| Given data |
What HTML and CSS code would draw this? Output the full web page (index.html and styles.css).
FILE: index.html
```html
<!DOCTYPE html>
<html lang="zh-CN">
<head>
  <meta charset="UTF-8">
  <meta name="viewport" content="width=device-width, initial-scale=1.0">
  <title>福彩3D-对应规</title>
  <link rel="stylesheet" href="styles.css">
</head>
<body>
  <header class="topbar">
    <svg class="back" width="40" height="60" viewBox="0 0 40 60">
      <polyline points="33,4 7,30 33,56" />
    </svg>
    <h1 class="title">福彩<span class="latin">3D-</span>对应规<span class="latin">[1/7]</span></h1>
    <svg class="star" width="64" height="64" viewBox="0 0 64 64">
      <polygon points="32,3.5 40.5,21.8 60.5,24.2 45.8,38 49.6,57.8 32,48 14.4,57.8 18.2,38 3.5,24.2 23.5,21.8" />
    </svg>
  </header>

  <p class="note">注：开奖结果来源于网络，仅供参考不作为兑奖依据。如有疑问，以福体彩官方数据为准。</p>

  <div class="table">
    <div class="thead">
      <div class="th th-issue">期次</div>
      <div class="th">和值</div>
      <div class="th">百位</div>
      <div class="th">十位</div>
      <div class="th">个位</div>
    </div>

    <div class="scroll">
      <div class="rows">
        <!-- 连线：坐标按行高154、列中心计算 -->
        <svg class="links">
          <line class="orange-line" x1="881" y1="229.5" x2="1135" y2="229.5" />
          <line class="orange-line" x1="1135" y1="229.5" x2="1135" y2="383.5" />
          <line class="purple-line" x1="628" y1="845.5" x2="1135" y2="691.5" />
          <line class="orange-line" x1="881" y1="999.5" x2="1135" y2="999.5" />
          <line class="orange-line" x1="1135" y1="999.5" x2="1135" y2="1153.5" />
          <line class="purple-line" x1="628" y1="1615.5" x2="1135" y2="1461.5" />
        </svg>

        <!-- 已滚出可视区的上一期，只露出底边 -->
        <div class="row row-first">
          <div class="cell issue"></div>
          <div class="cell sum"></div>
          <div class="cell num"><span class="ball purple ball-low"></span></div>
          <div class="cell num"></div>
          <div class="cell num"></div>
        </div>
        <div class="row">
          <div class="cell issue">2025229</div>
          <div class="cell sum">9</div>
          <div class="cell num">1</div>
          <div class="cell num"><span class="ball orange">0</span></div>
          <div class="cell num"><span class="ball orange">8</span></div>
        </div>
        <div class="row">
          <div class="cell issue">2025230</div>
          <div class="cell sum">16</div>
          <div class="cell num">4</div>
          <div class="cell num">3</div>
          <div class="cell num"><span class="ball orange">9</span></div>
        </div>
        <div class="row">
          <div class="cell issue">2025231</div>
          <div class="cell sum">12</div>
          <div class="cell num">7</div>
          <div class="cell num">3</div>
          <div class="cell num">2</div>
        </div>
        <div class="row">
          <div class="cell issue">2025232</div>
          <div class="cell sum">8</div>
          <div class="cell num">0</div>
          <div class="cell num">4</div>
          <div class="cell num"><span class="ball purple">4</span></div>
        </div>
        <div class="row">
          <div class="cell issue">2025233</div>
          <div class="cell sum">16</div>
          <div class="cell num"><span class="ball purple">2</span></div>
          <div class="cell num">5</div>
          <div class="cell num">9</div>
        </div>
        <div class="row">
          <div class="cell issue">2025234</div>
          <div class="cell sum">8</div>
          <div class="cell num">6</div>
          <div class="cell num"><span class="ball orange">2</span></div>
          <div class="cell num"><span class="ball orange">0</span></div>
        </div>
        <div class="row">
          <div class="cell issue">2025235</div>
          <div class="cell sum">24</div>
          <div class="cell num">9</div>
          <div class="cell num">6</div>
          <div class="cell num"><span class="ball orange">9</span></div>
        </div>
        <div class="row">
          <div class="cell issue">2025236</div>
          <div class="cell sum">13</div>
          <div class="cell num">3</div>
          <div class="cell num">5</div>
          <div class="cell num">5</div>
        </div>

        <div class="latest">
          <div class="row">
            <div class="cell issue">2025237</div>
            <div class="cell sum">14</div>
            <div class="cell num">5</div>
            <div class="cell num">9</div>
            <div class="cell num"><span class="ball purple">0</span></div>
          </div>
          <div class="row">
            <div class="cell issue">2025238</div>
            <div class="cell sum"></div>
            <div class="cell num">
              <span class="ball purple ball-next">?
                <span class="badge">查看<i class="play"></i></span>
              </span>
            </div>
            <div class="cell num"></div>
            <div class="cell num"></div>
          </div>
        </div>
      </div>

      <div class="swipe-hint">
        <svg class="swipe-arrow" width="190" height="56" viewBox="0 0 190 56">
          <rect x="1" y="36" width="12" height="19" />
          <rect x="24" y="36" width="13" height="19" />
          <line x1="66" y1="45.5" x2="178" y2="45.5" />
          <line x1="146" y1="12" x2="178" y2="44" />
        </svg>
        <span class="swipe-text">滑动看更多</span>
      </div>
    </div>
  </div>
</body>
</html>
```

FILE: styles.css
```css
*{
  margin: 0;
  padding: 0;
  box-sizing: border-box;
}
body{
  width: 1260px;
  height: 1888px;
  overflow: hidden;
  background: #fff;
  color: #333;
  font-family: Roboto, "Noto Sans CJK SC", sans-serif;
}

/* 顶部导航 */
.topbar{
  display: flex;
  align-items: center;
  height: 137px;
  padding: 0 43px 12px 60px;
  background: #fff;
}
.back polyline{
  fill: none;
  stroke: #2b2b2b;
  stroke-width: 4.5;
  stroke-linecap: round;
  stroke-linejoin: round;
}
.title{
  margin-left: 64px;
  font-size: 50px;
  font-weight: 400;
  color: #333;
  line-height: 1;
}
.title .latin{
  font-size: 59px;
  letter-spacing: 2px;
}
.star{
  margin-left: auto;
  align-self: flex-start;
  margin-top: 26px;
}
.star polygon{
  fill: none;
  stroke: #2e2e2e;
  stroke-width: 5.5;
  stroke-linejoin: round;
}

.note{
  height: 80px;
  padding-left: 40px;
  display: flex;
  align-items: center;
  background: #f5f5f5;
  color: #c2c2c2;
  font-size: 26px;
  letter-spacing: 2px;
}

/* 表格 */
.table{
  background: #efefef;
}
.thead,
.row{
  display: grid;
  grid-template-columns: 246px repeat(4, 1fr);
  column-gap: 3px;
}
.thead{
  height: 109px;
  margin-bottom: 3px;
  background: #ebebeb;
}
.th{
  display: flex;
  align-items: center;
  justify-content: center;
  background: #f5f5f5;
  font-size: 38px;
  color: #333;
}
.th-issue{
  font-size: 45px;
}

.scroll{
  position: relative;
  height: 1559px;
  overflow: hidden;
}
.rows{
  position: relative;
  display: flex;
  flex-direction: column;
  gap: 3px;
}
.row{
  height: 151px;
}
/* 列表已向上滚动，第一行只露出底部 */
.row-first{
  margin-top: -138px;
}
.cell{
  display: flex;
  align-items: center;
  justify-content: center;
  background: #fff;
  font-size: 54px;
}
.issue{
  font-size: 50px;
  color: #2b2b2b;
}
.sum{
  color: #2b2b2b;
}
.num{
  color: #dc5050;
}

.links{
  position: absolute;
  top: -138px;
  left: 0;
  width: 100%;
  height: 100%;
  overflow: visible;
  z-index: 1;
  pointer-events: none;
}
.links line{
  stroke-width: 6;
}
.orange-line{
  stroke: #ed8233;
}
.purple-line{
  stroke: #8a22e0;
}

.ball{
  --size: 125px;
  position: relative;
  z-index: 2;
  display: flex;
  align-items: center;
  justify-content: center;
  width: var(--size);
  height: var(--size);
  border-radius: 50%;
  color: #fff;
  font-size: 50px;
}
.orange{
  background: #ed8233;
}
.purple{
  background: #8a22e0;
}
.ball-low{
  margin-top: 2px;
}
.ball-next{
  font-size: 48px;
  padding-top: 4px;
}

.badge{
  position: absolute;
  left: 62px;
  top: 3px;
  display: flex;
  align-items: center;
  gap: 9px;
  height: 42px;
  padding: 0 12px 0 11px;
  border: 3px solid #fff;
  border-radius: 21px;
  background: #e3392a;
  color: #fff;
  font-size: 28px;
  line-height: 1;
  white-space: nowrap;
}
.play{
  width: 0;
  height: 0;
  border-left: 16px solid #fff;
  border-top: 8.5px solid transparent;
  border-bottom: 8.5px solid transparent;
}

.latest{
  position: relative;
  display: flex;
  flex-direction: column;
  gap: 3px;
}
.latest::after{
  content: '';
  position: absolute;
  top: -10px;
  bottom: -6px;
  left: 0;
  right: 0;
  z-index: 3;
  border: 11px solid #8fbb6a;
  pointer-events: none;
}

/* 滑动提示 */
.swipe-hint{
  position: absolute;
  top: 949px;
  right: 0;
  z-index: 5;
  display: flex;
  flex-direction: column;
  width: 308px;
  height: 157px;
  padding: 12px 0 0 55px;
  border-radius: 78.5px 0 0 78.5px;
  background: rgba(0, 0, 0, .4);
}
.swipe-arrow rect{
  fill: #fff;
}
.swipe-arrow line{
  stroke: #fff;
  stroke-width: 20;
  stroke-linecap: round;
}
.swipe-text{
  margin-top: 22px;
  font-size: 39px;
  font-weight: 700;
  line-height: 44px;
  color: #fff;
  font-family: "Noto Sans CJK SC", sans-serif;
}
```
==
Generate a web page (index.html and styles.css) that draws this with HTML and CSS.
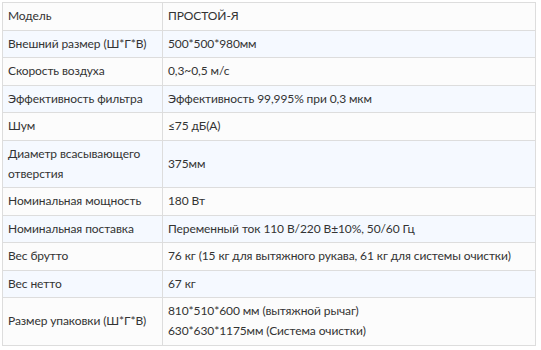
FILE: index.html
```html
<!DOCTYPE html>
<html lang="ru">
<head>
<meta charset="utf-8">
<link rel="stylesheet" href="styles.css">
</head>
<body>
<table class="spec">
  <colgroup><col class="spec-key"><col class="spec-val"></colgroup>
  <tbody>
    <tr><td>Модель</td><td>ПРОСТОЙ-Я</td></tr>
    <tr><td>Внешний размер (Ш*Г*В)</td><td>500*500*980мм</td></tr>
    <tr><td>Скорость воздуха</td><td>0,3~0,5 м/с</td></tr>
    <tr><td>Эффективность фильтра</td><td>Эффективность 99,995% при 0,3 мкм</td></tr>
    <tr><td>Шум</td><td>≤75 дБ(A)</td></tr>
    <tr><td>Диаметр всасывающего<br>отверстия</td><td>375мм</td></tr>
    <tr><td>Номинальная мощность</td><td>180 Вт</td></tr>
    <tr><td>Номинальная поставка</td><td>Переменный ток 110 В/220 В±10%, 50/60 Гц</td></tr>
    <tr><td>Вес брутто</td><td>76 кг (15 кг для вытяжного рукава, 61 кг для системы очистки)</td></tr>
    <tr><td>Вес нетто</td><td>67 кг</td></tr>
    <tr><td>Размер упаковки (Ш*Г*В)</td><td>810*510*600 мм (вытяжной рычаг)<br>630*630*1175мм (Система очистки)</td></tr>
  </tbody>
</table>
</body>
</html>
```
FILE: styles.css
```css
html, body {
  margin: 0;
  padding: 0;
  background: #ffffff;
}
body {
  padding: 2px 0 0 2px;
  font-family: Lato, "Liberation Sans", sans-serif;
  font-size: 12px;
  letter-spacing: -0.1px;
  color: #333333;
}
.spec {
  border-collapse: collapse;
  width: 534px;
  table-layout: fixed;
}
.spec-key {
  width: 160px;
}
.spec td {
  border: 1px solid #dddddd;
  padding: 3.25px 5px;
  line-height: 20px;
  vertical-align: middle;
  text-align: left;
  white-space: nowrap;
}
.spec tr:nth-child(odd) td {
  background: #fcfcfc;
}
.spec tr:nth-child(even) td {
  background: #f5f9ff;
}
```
---
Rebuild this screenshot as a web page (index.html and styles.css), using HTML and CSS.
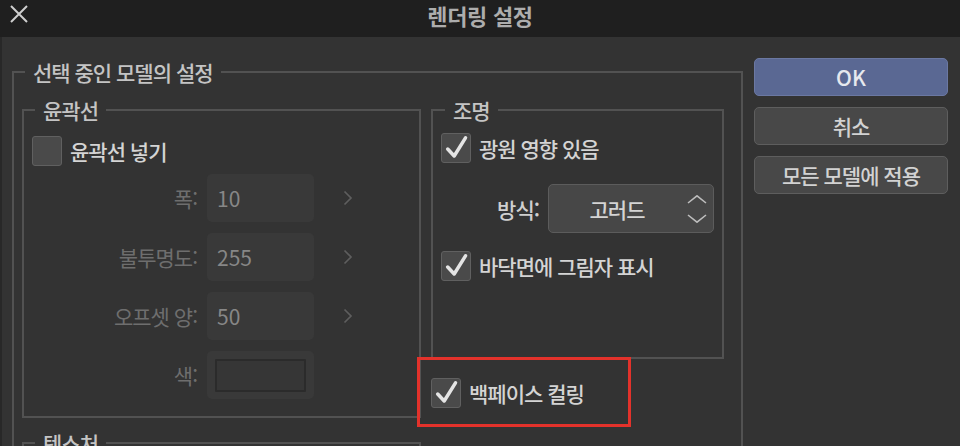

| What is asked |
Return solely the number of lines in the data that include the word "index".

| Completed exercise |
9